Start by investing in strong brand identity through strategic design work that authentically represents your mission and values. Then document that identity with clear guidelines as your team and partnerships grow.
Both elements build the trust and credibility essential in climate tech. Consistency signals the operational maturity that investors, partners, and customers require before committing to complex, long-term relationships.
For purpose-driven organizations, your brand isn't a marketing expense—it's essential infrastructure for scaling your impact.
Frequently Asked Questions
What is the difference between brand guidelines and brand identity?
Brand identity is the visual system itself—your logo, colors, fonts, imagery style, and brand personality. Brand guidelines are the documentation of rules for how to apply that identity consistently across all materials and channels.
What are brand guidelines and what do they include?
Brand guidelines document logo usage rules, color specifications (HEX, RGB, CMYK codes), typography standards, imagery guidelines, spacing requirements, tone of voice instructions, and examples of correct and incorrect applications.
Do I need both brand guidelines and brand identity?
Yes. Brand identity defines your visual presence and creates recognition, while brand guidelines ensure everyone—internal teams, contractors, and partners—applies that identity correctly as you scale.
What comes first: brand identity or brand guidelines?
Brand identity always comes first through strategic design work.
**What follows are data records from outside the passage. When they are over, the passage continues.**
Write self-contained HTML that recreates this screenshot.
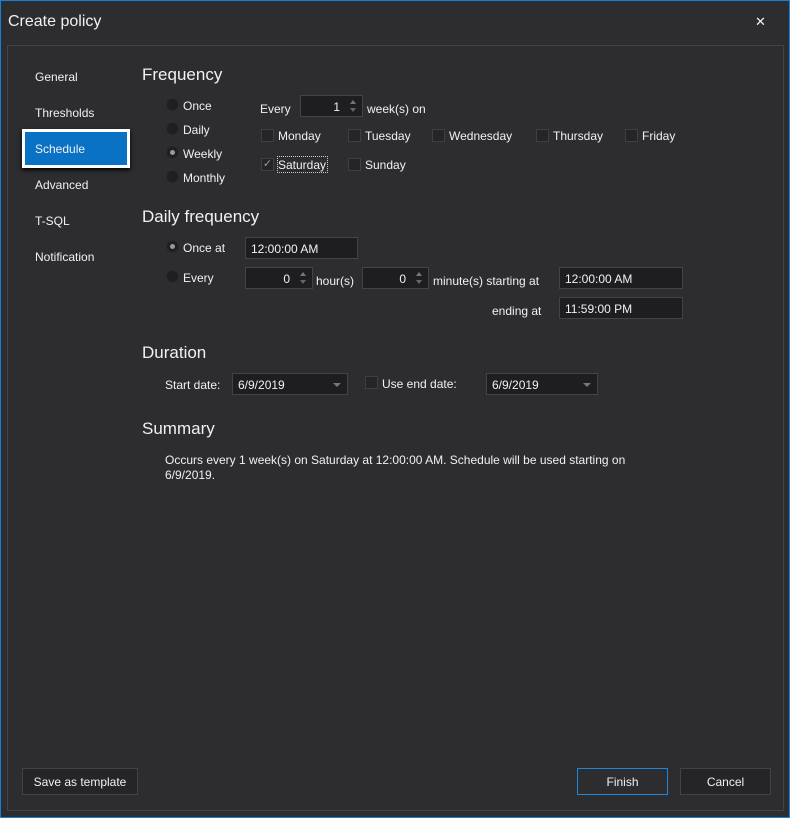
<!DOCTYPE html>
<html><head><meta charset="utf-8"><style>
*{box-sizing:border-box;margin:0;padding:0}
body{width:790px;height:818px;background:#2d2d30;font-family:"Liberation Sans",sans-serif;font-size:12px;color:#f1f1f1;position:relative;overflow:hidden}
.frame{position:absolute;left:0;top:0;width:790px;height:818px;border:1px solid #1c7fd6}
.a{position:absolute;white-space:nowrap}
.panel{position:absolute;left:7px;top:45px;width:777px;height:766px;border:1px solid #434346}
.h{font-size:17px;color:#f1f1f1}
.rb{position:absolute;width:13px;height:13px;border-radius:50%;background:#1f1f21;border:1px solid #2a2a2c}
.rb.on::after{content:"";position:absolute;left:3px;top:3px;width:5px;height:5px;border-radius:50%;background:#999}
.cb{position:absolute;width:13px;height:13px;border:1px solid #3f3f42;background:#252527}
.box{position:absolute;height:22px;border:1px solid #434346;background:#1e1e20;padding:4px 0 0 5px;white-space:nowrap}
.spin{position:absolute;height:22px;border:1px solid #434346;background:#1e1e20;text-align:right;padding:4px 22px 0 0}
.spin::before{content:"";position:absolute;right:6px;top:4px;border:3px solid transparent;border-bottom:4px solid #777;border-top:0}
.spin::after{content:"";position:absolute;right:6px;bottom:4px;border:3px solid transparent;border-top:4px solid #666;border-bottom:0}
.dd::after{content:"";position:absolute;right:6px;top:9px;border:4px solid transparent;border-top:4px solid #777;border-bottom:0}
.btn{position:absolute;height:27px;border:1px solid #434346;background:#252527;text-align:center;padding-top:6px}
</style></head><body>
<div class="frame"></div>
<div class="a" style="left:8px;top:13px;font-size:16px">Create policy</div>
<div class="a" style="left:755px;top:14px;font-size:13px">✕</div>
<div class="panel"></div>

<div class="a" style="left:35px;top:70px">General</div>
<div class="a" style="left:35px;top:106px">Thresholds</div>
<div class="a" style="left:22px;top:129px;width:108px;height:39px;background:#0a72c5;border:3px solid #fff;box-shadow:0 2px 4px #000"></div>
<div class="a" style="left:35px;top:142px">Schedule</div>
<div class="a" style="left:35px;top:178px">Advanced</div>
<div class="a" style="left:35px;top:214px">T-SQL</div>
<div class="a" style="left:35px;top:250px">Notification</div>

<div class="a h" style="left:142px;top:65px">Frequency</div>
<div class="rb" style="left:166px;top:98px"></div><div class="a" style="left:183px;top:99px">Once</div>
<div class="rb" style="left:166px;top:122px"></div><div class="a" style="left:183px;top:123px">Daily</div>
<div class="rb on" style="left:166px;top:146px"></div><div class="a" style="left:183px;top:147px">Weekly</div>
<div class="rb" style="left:166px;top:170px"></div><div class="a" style="left:183px;top:171px">Monthly</div>

<div class="a" style="left:260px;top:102px">Every</div>
<div class="spin" style="left:300px;top:95px;width:63px">1</div>
<div class="a" style="left:367px;top:102px">week(s) on</div>

<div class="cb" style="left:261px;top:129px"></div><div class="a" style="left:278px;top:129px">Monday</div>
<div class="cb" style="left:348px;top:129px"></div><div class="a" style="left:365px;top:129px">Tuesday</div>
<div class="cb" style="left:432px;top:129px"></div><div class="a" style="left:449px;top:129px">Wednesday</div>
<div class="cb" style="left:536px;top:129px"></div><div class="a" style="left:553px;top:129px">Thursday</div>
<div class="cb" style="left:625px;top:129px"></div><div class="a" style="left:642px;top:129px">Friday</div>
<div class="cb" style="left:261px;top:158px;color:#999;font-size:11px;line-height:11px;text-align:center">✓</div>
<div class="a" style="left:277px;top:156px;height:17px;border:1px dotted #ccc;padding:1px 1px 0 0">Saturday</div>
<div class="cb" style="left:348px;top:158px"></div><div class="a" style="left:365px;top:158px">Sunday</div>

<div class="a h" style="left:142px;top:207px">Daily frequency</div>
<div class="rb on" style="left:166px;top:240px"></div><div class="a" style="left:183px;top:241px">Once at</div>
<div class="box" style="left:245px;top:237px;width:113px">12:00:00 AM</div>
<div class="rb" style="left:166px;top:270px"></div><div class="a" style="left:183px;top:271px">Every</div>
<div class="spin" style="left:245px;top:267px;width:68px">0</div>
<div class="a" style="left:316px;top:274px">hour(s)</div>
<div class="spin" style="left:362px;top:267px;width:67px">0</div>
<div class="a" style="left:433px;top:274px">minute(s) starting at</div>
<div class="box" style="left:559px;top:267px;width:124px">12:00:00 AM</div>
<div class="a" style="left:492px;top:304px">ending at</div>
<div class="box" style="left:559px;top:297px;width:124px">11:59:00 PM</div>

<div class="a h" style="left:142px;top:343px">Duration</div>
<div class="a" style="left:165px;top:378px">Start date:</div>
<div class="box dd" style="left:232px;top:373px;width:116px">6/9/2019</div>
<div class="cb" style="left:365px;top:376px"></div><div class="a" style="left:382px;top:377px">Use end date:</div>
<div class="box dd" style="left:486px;top:373px;width:112px">6/9/2019</div>

<div class="a h" style="left:142px;top:419px">Summary</div>
<div class="a" style="left:165px;top:453px;line-height:15px">Occurs every 1 week(s) on Saturday at 12:00:00 AM. Schedule will be used starting on<br>6/9/2019.</div>

<div class="btn" style="left:22px;top:768px;width:116px">Save as template</div>
<div class="btn" style="left:577px;top:768px;width:91px;border-color:#1c86dc;background:#2d2d30">Finish</div>
<div class="btn" style="left:680px;top:768px;width:91px">Cancel</div>
</body></html>
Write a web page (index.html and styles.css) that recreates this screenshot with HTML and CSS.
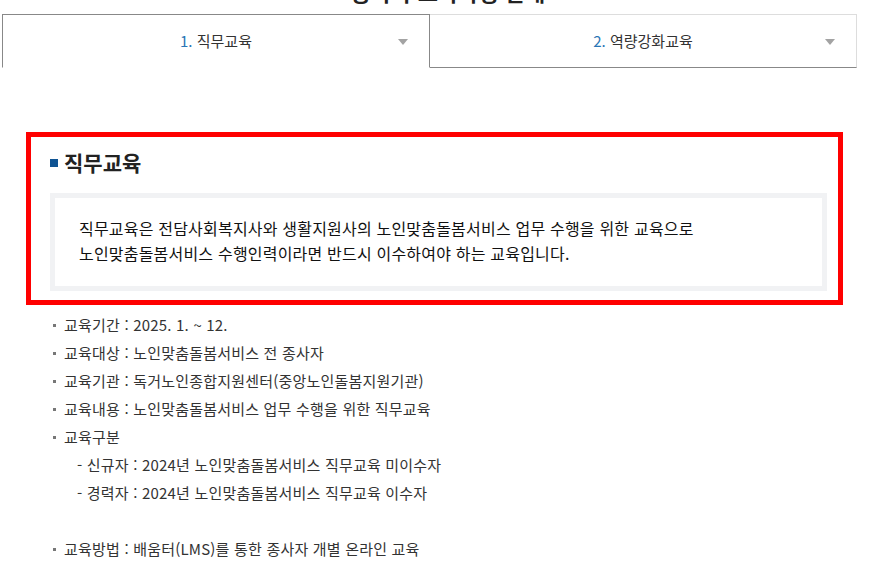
FILE: index.html
```html
<!DOCTYPE html>
<html lang="ko">
<head>
    <meta charset="UTF-8">
    <meta name="viewport" content="width=device-width, initial-scale=1.0">
    <title>직무교육 안내</title>
    <link rel="stylesheet" href="styles.css">
</head>
<body>

<div class="page">
    <h2 class="page-title">종사자 교육과정 안내</h2>

    <!-- tab menu -->
    <div class="tabs">
        <a class="tab active" href="#"><span class="num">1.</span> 직무교육<i class="arrow"></i></a>
        <a class="tab" href="#"><span class="num">2.</span> 역량강화교육<i class="arrow"></i></a>
    </div>

    <!-- highlighted intro -->
    <div class="highlight">
        <h3 class="sec-title"><span class="sq"></span>직무교육</h3>
        <div class="desc-box">
            <p>직무교육은 전담사회복지사와 생활지원사의 노인맞춤돌봄서비스 업무 수행을 위한 교육으로<br>
            노인맞춤돌봄서비스 수행인력이라면 반드시 이수하여야 하는 교육입니다.</p>
        </div>
    </div>

    <ul class="info-list">
        <li>교육기간 : 2025. 1. ~ 12.</li>
        <li>교육대상 : 노인맞춤돌봄서비스 전 종사자</li>
        <li>교육기관 : 독거노인종합지원센터(중앙노인돌봄지원기관)</li>
        <li>교육내용 : 노인맞춤돌봄서비스 업무 수행을 위한 직무교육</li>
        <li>교육구분
            <div class="sub">- 신규자 : 2024년 노인맞춤돌봄서비스 직무교육 미이수자</div>
            <div class="sub">- 경력자 : 2024년 노인맞춤돌봄서비스 직무교육 이수자</div>
        </li>
        <li class="gap">교육방법 : 배움터(LMS)를 통한 종사자 개별 온라인 교육</li>
    </ul>
</div>

</body>
</html>
```

FILE: styles.css
```css
body {
    margin: 0;
    font-family: "Noto Sans CJK KR", "Noto Sans", sans-serif;
    color: #333;
    background: #fff;
    overflow: hidden;
}
.page {
    width: 896px;
}
.page-title {
    margin: -23px 0 0;
    height: 28px;
    line-height: 28px;
    font-size: 22px;
    font-weight: 700;
    text-align: center;
    color: #222;
}
.tabs {
    display: flex;
    margin: 9px 0 0 2px;
    width: 855px;
}
.tab {
    position: relative;
    flex: 1;
    height: 52px;
    line-height: 51px;
    text-align: center;
    font-size: 15px;
    color: #333;
    text-decoration: none;
    border-top: 1px solid #ddd;
    border-right: 1px solid #ddd;
    border-bottom: 1px solid #888;
}
.tab.active {
    border: 1px solid #888;
    border-bottom: 1px solid transparent;
}
.tab .num {
    color: #2a75b5;
}
.tab .arrow {
    position: absolute;
    right: 21px;
    top: 24px;
    width: 0;
    height: 0;
    border-left: 5px solid transparent;
    border-right: 5px solid transparent;
    border-top: 6px solid #a3a3a3;
}
.highlight {
    box-sizing: border-box;
    margin: 64px 0 0 26px;
    width: 817px;
    border: 5px solid #ff0000;
    padding: 10px 11px 9px 19px;
}
.sec-title {
    display: flex;
    align-items: center;
    margin: 0 0 16px;
    height: 30px;
    font-size: 21px;
    font-weight: 700;
    color: #222;
}
.sec-title .sq {
    width: 8px;
    height: 8px;
    background: #0f5493;
    margin: 2px 6px 0 0;
}
.desc-box {
    border: 5px solid #f1f2f4;
    padding: 18px 24px 20px;
}
.desc-box p {
    margin: 0;
    font-size: 16px;
    line-height: 25px;
    letter-spacing: 0.2px;
    font-weight: 400;
    color: #111;
}
.info-list {
    list-style: none;
    margin: 6px 0 0;
    padding: 0 0 0 64px;
    font-size: 15px;
    line-height: 28px;
    letter-spacing: 0.2px;
    color: #333;
}
.info-list li {
    position: relative;
}
.info-list li::before {
    content: "";
    position: absolute;
    left: -11px;
    top: 13px;
    width: 3px;
    height: 3px;
    background: #777;
}
.info-list .sub {
    padding-left: 13px;
}
.info-list li.gap {
    margin-top: 28px;
}
```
Once your logo, colors, typography, and visual system are established, you create guidelines to document how to use those elements properly.
How much does it cost to create brand identity and guidelines?
Startups typically invest $15,000-$50,000 for basic identity and guidelines, while comprehensive systems range from $75,000-$150,000+. Enterprise rebrands can exceed $500,000.
Can I create brand guidelines without a designer?
While you can document basic guidelines yourself, working with a professional designer ensures comprehensive, strategic guidelines that protect your brand investment and scale with your organization's growth.